También es muy común que los autores te pregunten por sus libros. Homero Aridjis hacía eso muy seguido, porque supongo que vivía cerca. Entre que le tomaban la orden y comía, iba al módulo, preguntaba por el nuevo libro de «un tal Aridjis». Nosotros lo reconocíamos y lo llevábamos hasta donde estaba su libro. Sonreía y se iba. Los autores desconocidos son los que causan verdaderos problemas: llegan exigiendo su título en la mesa de novedades. Se acercan, preguntan por sí mismos y cuando uno saca de las profundidades del librero a su bebé, se ponen fúricos. Te piden que lo pongas en la mejor mesa si no amenazan con enviarte a la Gestapo y a la SWAT. Como venganza, muchas veces dejamos el libro el tiempo que dure el cliente dentro de la tienda y apenas se va, lo escondemos en lo más recóndito del almacén. Nunca es bueno hacer enojar a un librero.

2.9 libros al año

Es lugar común decir que la gente en nuestro país no lee. Lo cual visto desde esta parte del negocio es curioso porque mi sueldo lo pagan las ventas. Cadenas gigantescas como Gandhi o El Sótano han tenido una expansión enorme en los últimos años, muchos aseguran que en detrimento de su calidad. Lo cierto es que ahora hay franquicias de ellas en lugares improbables donde antes no llegaban libros ni por equivocación. A título personal, creo que se han convertido en Walmarts de libros, privilegiando la venta masiva y descuidando al lector especializado.

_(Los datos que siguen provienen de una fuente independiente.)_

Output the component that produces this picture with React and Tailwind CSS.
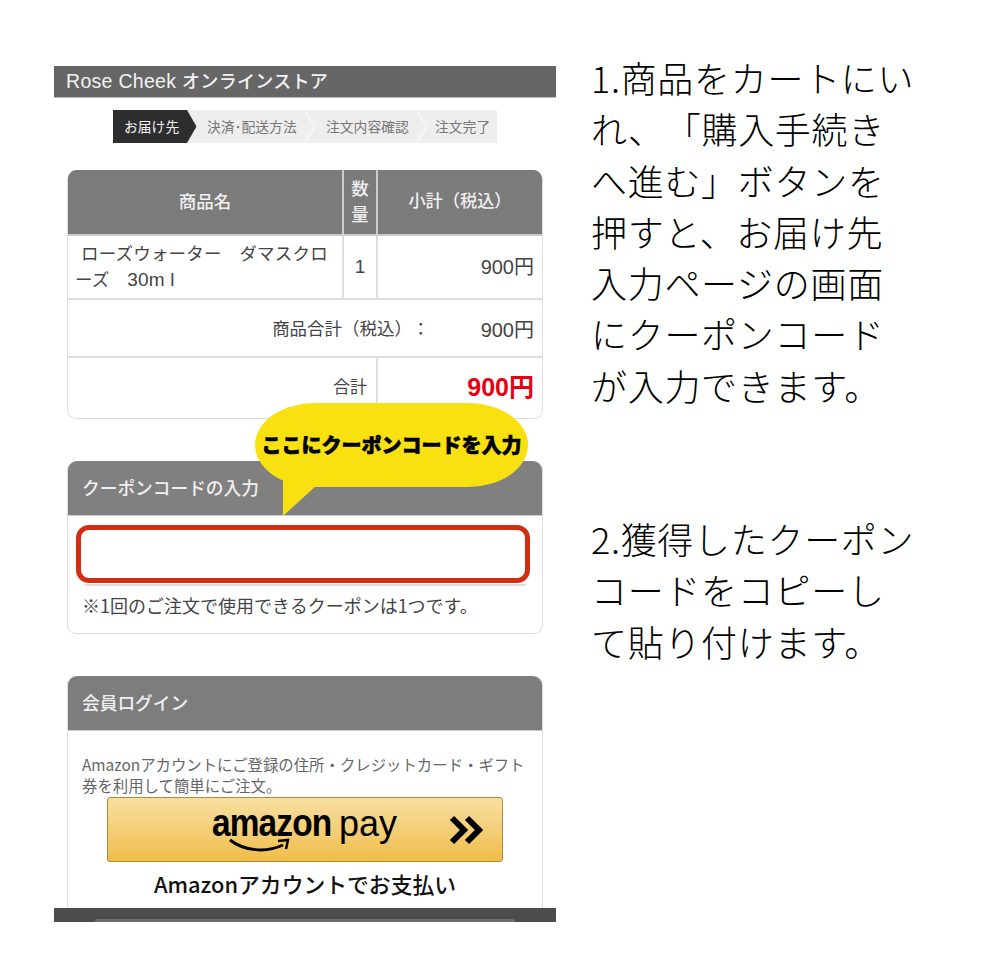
const JP = "font-['Noto_Sans_CJK_JP','Noto_Sans',sans-serif]";
const LATIN = "font-['Liberation_Sans','Noto_Sans_CJK_JP',sans-serif]";

function Chevron({ dark }) {
  return (
    <svg className="absolute right-[-10px] top-0 z-10" width="10" height="33" viewBox="0 0 10 33">
      <path d="M0 0 L9.5 16.5 L0 33 Z" fill={dark ? "#2d2d2d" : "#eeeeee"} />
      {!dark && <path d="M0 0 L9.5 16.5 L0 33" fill="none" stroke="#ffffff" strokeWidth="1" />}
    </svg>
  );
}

function Steps() {
  const steps = [
    { label: "決済･配送方法", w: "w-[118px] pl-[20px]" },
    { label: "注文内容確認", w: "w-[112px] pl-[21px]" },
    { label: "注文完了", w: "w-[80px] pl-[18px]" },
  ];
  return (
    <div className="flex h-[33px] ml-[59px] mt-[12px] w-[384px] bg-[#eeeeee] text-[13.8px] leading-[33px]">
      <div className="relative w-[74px] bg-[#2d2d2d] pl-[11px] text-[#f2f2f2]">
        お届け先
        <Chevron dark />
      </div>
      {steps.map((s, i) => (
        <div key={s.label} className={`relative ${s.w} text-[#777777]`}>
          {s.label}
          {i < 2 && <Chevron />}
        </div>
      ))}
    </div>
  );
}

function CartTable() {
  return (
    <div className={`mx-[13px] mt-[27px] h-[249px] overflow-hidden rounded-[9px] border border-[#dddddd] border-t-0 grid grid-cols-[276px_34px_1fr] grid-rows-[64px_66px_58px_1fr] text-[#444444] ${LATIN}`}>
      <div className="flex items-center justify-center bg-[#7b7b7b] text-[17.5px] font-medium text-[#f0f0f0] border-r-2 border-[#cccccc]">商品名</div>
      <div className="flex items-center justify-center bg-[#7b7b7b] text-[17.5px] leading-[26px] font-medium text-[#f0f0f0] border-r-2 border-[#cccccc] text-center">数<br />量</div>
      <div className="flex items-center justify-center bg-[#7b7b7b] text-[17.2px] font-medium text-[#f0f0f0]">小計（税込）</div>

      <div className="border-r-2 border-y-2 border-t-[#cccccc] border-b-[#dddddd] border-r-[#dddddd] pl-[7px] pr-[6px] pt-[5px] text-[17.5px] leading-[26px] tracking-[0.2px]">
        <span className="ml-[6px]">ローズウォーター　ダマスクロ</span>
        <br />
        ーズ　<span className="text-[19px]">30m l</span>
      </div>
      <div className="flex items-center justify-center border-r-2 border-y-2 border-t-[#cccccc] border-b-[#dddddd] border-r-[#dddddd] text-[19px]">1</div>
      <div className="flex items-center justify-end border-y-2 border-t-[#cccccc] border-b-[#dddddd] pr-[8px] text-[20px]">900円</div>

      <div className="col-span-3 flex items-center justify-end border-b-2 border-[#dddddd] pr-[8px] pt-[3px] text-[17.5px]">
        <span>商品合計（税込）：</span>
        <span className="ml-[51px] text-[20px]">900円</span>
      </div>

      <div className="col-span-2 flex items-center justify-end border-r-2 border-[#dddddd] pr-[9px] text-[17px]">合計</div>
      <div className="flex items-center justify-end pr-[8px] text-[25px] font-bold text-[#e60012]">900円</div>
    </div>
  );
}

function CouponCard() {
  return (
    <div className="relative mx-[13px] mt-[42px] h-[173px] rounded-[9px] border border-[#dddddd] border-t-0">
      <div className="flex h-[55px] items-center rounded-t-[9px] bg-[#808080] pl-[14px] pb-[2px] text-[17.7px] font-medium text-[#f0f0f0] border-b border-[#cccccc]">
        クーポンコードの入力
      </div>
      <div className="ml-[15px] mr-[15px] mt-[16px] h-[54px] rounded-b-[4px] border-b-2 border-[#dddddd]" />
      <p className="ml-[14px] mt-[6px] text-[18px] leading-[26px] text-[#444444]">※1回のご注文で使用できるクーポンは1つです。</p>

      {/* red highlight over the input */}
      <div className="absolute left-[8px] top-[64px] h-[58px] w-[454px] rounded-[13px] border-[5px] border-[#d22c12]" />

      {/* speech bubble */}
      <div className="absolute left-[187px] top-[-58px] flex h-[84px] w-[273px] items-center justify-center rounded-[60px/42px] bg-[#f9e010] text-[20px] font-black text-black whitespace-nowrap [-webkit-text-stroke:0.6px_black]">
        ここにクーポンコードを入力
      </div>
      <svg className="absolute left-[215px] top-[16px]" width="50" height="40" viewBox="0 0 50 40">
        <path d="M0 0 H50 V8 H34 L0 39 Z" fill="#f9e010" />
      </svg>
    </div>
  );
}

function AmazonButton() {
  return (
    <div className={`relative ml-[39px] mt-[1px] h-[65px] w-[396px] rounded-[3px] border border-[#b08a3c] bg-gradient-to-b from-[#f8dfa0] to-[#f0bd46] text-black ${LATIN}`}>
      <div className="absolute left-[104px] top-[3px] flex items-baseline text-[38px] leading-[44px]">
        <span className="inline-block w-[127px] origin-left scale-x-[0.88] font-bold tracking-[-1px]">amazon</span>
        <span className="text-[36px]">pay</span>
      </div>
      <svg className="absolute left-[120px] top-[38px]" width="68" height="20" viewBox="0 0 68 20">
        <path d="M2 4 C16 15 38 17 55 9" fill="none" stroke="#000" strokeWidth="3" />
        <path d="M50 5 L60 4 L58 13" fill="none" stroke="#000" strokeWidth="2.5" />
      </svg>
      <svg className="absolute left-[341px] top-[17px]" width="34" height="30" viewBox="0 0 34 30">
        <path d="M3 3 L15 15 L3 27 M18 3 L30 15 L18 27" fill="none" stroke="#000" strokeWidth="6" />
      </svg>
    </div>
  );
}

function LoginCard() {
  return (
    <div className="mx-[13px] mt-[42px] h-[232px] rounded-t-[9px] border-x border-[#dddddd]">
      <div className="flex h-[55px] items-center rounded-t-[9px] bg-[#7d7d7d] pl-[14px] pb-[2px] text-[17.7px] font-medium text-[#f0f0f0] border-b border-[#cccccc]">
        会員ログイン
      </div>
      <p className="ml-[14px] mt-[23px] w-[450px] text-[15.4px] leading-[21px] text-[#666666]">
        Amazonアカウントにご登録の住所・クレジットカード・ギフト券を利用して簡単にご注文。
      </p>
      <AmazonButton />
      <p className="mt-[8px] text-center text-[21.8px] leading-[28px] font-medium text-[#111111]">Amazonアカウントでお支払い</p>
    </div>
  );
}

function Instructions() {
  const first = ["1.商品をカートにい", "れ、「購入手続き", "へ進む」ボタンを", "押すと、お届け先", "入力ページの画面", "にクーポンコード", "が入力できます。"];
  const second = ["2.獲得したクーポン", "コードをコピーし", "て貼り付けます。"];
  return (
    <div className="ml-[35px] pt-[52px] text-[36px] leading-[51.3px] font-light tracking-[0.7px] text-black whitespace-nowrap">
      {first.map((l) => <div key={l}>{l}</div>)}
      <div className="mt-[102px]">
        {second.map((l) => <div key={l}>{l}</div>)}
      </div>
    </div>
  );
}

export default function App() {
  return (
    <div className={`flex min-h-[960px] bg-white pl-[54px] [text-spacing-trim:space-all] ${JP}`}>
      <div className="w-[502px] pt-[66px]">
        <div className="flex h-[32px] items-center bg-[#666666] pl-[12px] pt-[1px] text-[18px] font-medium text-[#f2f2f2] border-b border-[#bbbbbb]">
          <span className="font-['Liberation_Sans','Noto_Sans_CJK_JP',sans-serif] text-[19.5px] tracking-[0.3px]">Rose Cheek <span className="text-[18px]">オンラインストア</span></span>
        </div>
        <Steps />
        <CartTable />
        <CouponCard />
        <LoginCard />
        <div className="h-[14px] overflow-hidden bg-[#4c4c4c]">
          <div className="mx-[41px] mt-[11px] h-[3px] rounded-t-[8px] bg-[#6e6e6e]" />
        </div>
      </div>
      <Instructions />
    </div>
  );
}
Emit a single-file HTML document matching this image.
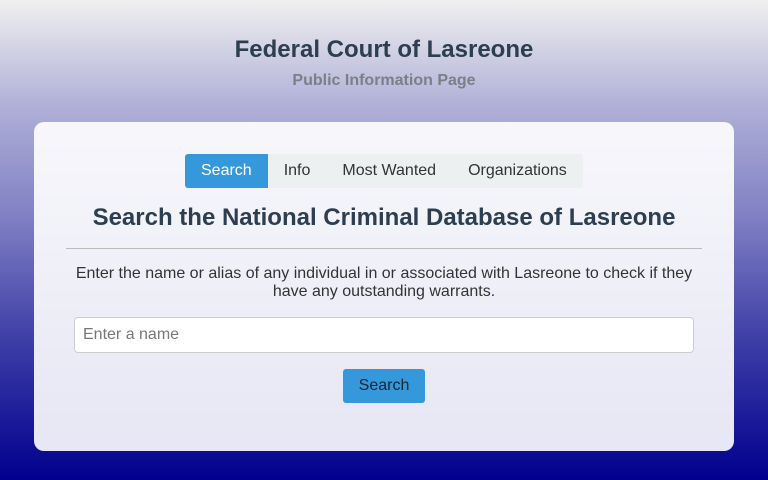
<!DOCTYPE html>
<html><head><meta charset="utf-8"><style>
html,body{margin:0;padding:0}
body{width:768px;height:480px;overflow:hidden;font-family:"Liberation Sans",sans-serif;background:linear-gradient(to bottom,#f0f0f0 0%,#b0b0d8 22%,#8080c4 45%,#4040a8 70%,#00008e 100%);position:relative}
h1{position:absolute;top:36px;left:0;width:768px;text-align:center;margin:0;font-size:24px;font-weight:bold;color:#2c3e50}
.sub{position:absolute;top:72px;left:0;width:768px;text-align:center;font-size:16px;font-weight:bold;color:#7a7f88}
.card{position:absolute;left:34px;top:122px;width:700px;height:329px;background:rgba(255,255,255,0.9);border-radius:10px}
.tabs{position:absolute;left:151px;top:32px;height:34px;display:flex;background:#ecf0f1;border-radius:3px}
.tabs div{padding:0 16px;line-height:34px;font-size:16px;color:#333}
.tabs .a{background:#3498db;color:#fff;border-radius:3px 0 0 3px}
h2{position:absolute;top:82px;left:0;width:700px;text-align:center;margin:0;font-size:24px;font-weight:bold;color:#2c3e50}
hr{position:absolute;top:126px;left:32px;width:636px;margin:0;border:0;border-top:1px solid #bbb}
.p{position:absolute;top:143px;left:32px;width:636px;text-align:center;font-size:16px;line-height:18px;color:#333}
.in{position:absolute;top:195px;left:40px;width:620px;height:36px;border:1px solid #ccc;border-radius:4px;background:#fff;box-sizing:border-box;padding-left:8px;line-height:34px;font-size:16px;color:#777}
.btn{position:absolute;top:247px;left:309px;width:82px;height:34px;background:#3498db;border-radius:3px;text-align:center;line-height:34px;font-size:16px;color:#1a2530}
</style></head><body>
<h1>Federal Court of Lasreone</h1>
<div class="sub">Public Information Page</div>
<div class="card">
<div class="tabs"><div class="a">Search</div><div>Info</div><div>Most Wanted</div><div>Organizations</div></div>
<h2>Search the National Criminal Database of Lasreone</h2>
<hr>
<div class="p">Enter the name or alias of any individual in or associated with Lasreone to check if they have any outstanding warrants.</div>
<div class="in">Enter a name</div>
<div class="btn">Search</div>
</div>
</body></html>
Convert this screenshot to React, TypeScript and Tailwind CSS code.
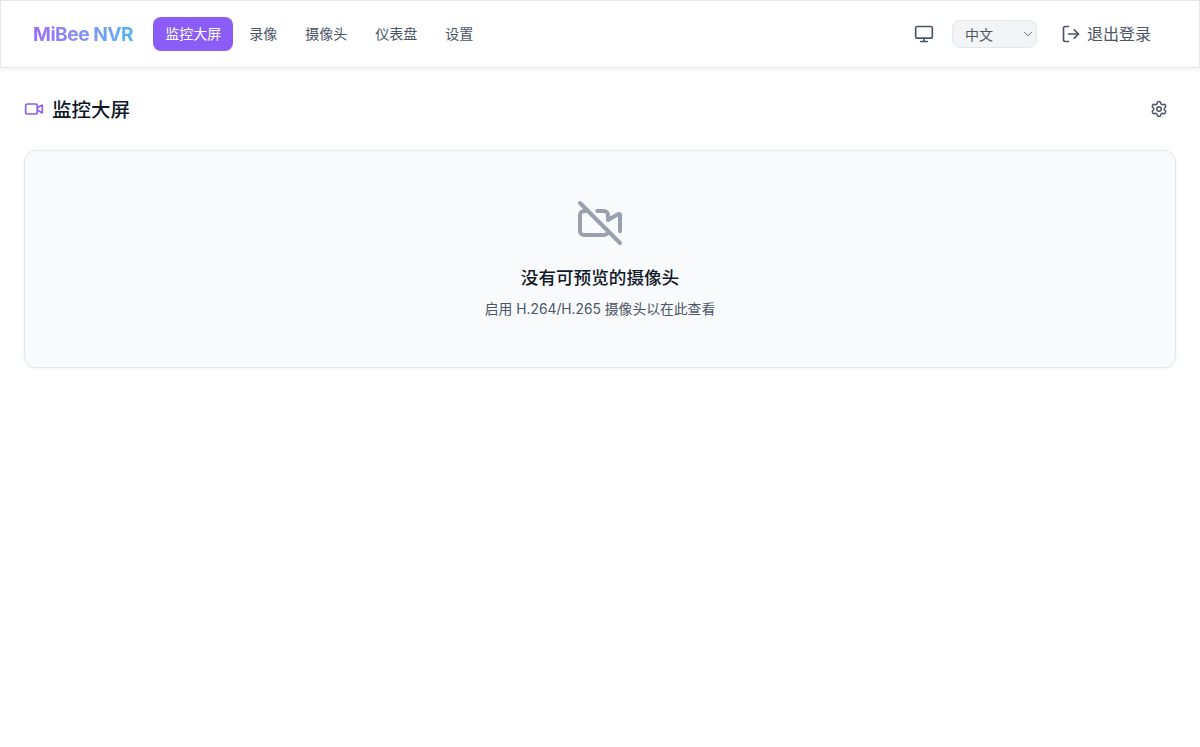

A diario veo personas que regresan cuando menos cada semana a comprar uno o dos libros, lectores voraces en los cuales no media la edad pero sí el estatus económico. Hay clientes que pueden desembolsar una pequeña fortuna en libros de Gredos o que esperan pacientemente un texto recientemente traducido de Karl Marx. Los que se dejan seducir por los libros que anuncia Brozo en la televisión o que recortan las recomendaciones de La Jornada para pedirte se los consigas. Los que solicitan la novela que está leyendo Mariano en su programa de radio o los que te piden les recomiendes algo interesante.

Un amigo mesero que trabaja donde yo lo hago, luego de una jornada especialmente difícil, se sentó junto a mí y me confesó: «Si fuera por mí no existirían librerías. Nunca he tocado un libro ni lo voy a hacer».